▸ **Problem to solve**: List all lines of the data containing the word "screenshot".

>> START The records

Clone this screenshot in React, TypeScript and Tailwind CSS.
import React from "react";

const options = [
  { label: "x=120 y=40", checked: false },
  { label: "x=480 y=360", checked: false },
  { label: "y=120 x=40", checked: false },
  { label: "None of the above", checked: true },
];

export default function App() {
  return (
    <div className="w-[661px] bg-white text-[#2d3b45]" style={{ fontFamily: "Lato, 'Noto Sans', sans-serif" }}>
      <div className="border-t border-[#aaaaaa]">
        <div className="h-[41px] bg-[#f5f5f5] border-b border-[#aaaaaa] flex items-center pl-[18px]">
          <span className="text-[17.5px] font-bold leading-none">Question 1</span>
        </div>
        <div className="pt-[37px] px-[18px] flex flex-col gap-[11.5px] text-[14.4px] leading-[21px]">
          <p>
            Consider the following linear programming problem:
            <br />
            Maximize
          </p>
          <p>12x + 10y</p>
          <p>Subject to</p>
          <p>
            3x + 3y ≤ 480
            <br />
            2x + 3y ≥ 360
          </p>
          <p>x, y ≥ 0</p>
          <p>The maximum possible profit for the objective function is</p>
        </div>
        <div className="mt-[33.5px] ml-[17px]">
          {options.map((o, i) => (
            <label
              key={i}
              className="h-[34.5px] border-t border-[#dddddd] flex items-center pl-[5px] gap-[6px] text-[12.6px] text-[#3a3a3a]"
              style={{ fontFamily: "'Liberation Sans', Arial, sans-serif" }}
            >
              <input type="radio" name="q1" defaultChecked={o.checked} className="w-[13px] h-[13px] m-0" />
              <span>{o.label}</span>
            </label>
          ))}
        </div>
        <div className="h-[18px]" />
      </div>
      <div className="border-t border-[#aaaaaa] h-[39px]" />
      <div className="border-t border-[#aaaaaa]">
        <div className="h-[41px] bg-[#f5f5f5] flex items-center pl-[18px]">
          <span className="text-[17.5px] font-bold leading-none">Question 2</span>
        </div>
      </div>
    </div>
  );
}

>> END The records
>> START The records

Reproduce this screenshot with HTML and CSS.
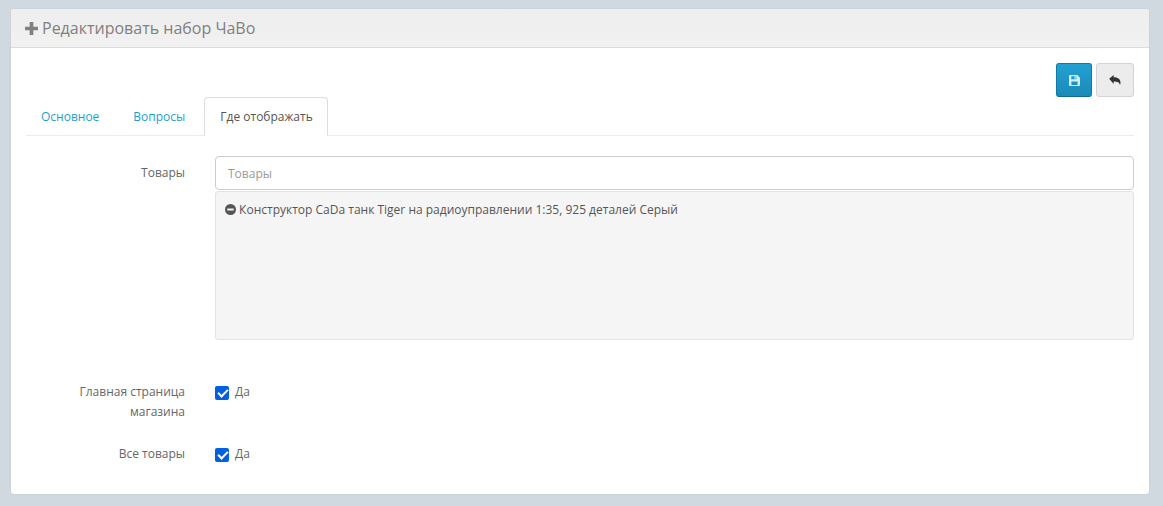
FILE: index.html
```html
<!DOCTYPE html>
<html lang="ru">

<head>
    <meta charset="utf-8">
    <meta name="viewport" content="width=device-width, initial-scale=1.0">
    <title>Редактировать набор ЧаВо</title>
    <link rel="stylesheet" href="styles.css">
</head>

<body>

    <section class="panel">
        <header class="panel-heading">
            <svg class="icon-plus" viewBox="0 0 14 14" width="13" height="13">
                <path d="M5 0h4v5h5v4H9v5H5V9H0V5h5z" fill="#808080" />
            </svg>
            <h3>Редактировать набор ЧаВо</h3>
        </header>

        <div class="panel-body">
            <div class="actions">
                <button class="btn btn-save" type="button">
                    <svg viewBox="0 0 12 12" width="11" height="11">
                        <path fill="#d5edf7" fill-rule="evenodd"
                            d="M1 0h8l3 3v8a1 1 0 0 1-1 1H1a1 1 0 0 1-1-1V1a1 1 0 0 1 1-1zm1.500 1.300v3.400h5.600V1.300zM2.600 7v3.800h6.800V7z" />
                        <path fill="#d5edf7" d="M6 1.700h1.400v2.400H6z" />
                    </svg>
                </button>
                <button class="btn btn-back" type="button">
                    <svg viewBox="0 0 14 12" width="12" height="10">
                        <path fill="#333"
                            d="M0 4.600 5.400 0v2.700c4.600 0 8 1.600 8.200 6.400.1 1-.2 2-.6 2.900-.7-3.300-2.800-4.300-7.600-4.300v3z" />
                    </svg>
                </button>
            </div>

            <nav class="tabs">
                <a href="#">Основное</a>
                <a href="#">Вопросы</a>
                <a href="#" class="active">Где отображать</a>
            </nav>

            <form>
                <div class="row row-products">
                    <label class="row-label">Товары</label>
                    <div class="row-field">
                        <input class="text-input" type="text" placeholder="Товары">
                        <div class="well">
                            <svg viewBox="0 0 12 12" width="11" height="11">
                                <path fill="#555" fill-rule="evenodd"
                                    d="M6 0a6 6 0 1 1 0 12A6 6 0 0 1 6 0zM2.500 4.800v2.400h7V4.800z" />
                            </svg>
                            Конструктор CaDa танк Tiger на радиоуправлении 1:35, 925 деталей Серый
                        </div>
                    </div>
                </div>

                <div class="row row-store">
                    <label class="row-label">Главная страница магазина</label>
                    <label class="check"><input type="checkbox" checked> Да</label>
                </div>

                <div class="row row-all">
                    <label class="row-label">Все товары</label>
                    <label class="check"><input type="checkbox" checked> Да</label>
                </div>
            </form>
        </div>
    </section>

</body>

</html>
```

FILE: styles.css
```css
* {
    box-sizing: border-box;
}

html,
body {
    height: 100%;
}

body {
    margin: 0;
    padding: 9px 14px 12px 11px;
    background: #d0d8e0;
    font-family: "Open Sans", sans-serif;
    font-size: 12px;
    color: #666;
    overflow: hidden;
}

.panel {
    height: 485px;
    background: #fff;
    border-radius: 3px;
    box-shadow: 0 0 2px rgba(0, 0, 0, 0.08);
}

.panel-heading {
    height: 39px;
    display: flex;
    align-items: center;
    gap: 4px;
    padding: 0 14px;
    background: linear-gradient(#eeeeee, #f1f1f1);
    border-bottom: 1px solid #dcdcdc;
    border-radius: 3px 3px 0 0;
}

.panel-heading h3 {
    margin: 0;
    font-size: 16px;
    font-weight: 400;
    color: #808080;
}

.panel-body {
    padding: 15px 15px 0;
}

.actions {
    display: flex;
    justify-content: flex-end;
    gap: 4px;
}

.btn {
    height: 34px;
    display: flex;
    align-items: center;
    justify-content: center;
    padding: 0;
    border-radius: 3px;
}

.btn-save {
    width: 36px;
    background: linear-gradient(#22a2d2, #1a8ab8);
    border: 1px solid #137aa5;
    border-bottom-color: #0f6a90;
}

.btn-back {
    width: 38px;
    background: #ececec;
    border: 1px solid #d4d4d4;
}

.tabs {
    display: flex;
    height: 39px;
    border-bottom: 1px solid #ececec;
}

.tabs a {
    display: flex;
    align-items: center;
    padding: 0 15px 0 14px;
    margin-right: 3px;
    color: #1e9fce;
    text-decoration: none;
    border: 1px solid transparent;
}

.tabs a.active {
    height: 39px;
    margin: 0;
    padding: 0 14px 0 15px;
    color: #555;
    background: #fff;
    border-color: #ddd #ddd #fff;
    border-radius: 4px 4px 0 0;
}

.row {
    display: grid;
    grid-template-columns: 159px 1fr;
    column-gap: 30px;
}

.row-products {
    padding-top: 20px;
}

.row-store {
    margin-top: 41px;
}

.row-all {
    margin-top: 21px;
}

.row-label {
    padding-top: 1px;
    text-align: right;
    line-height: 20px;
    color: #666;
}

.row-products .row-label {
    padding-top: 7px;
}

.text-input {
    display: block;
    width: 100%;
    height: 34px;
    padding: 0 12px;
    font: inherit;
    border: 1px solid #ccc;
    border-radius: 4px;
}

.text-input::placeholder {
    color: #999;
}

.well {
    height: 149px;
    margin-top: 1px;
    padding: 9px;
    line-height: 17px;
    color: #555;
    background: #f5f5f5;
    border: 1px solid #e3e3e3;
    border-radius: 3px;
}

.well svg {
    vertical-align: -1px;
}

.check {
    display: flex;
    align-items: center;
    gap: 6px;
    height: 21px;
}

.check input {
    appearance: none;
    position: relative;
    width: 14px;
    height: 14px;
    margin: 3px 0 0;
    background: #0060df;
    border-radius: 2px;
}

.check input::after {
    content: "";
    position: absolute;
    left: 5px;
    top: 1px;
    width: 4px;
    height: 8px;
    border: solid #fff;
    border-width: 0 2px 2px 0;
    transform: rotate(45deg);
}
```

>> END The records

▸ **Task output**:
Clone this screenshot in React, TypeScript and Tailwind CSS.
Reproduce this screenshot with HTML and CSS.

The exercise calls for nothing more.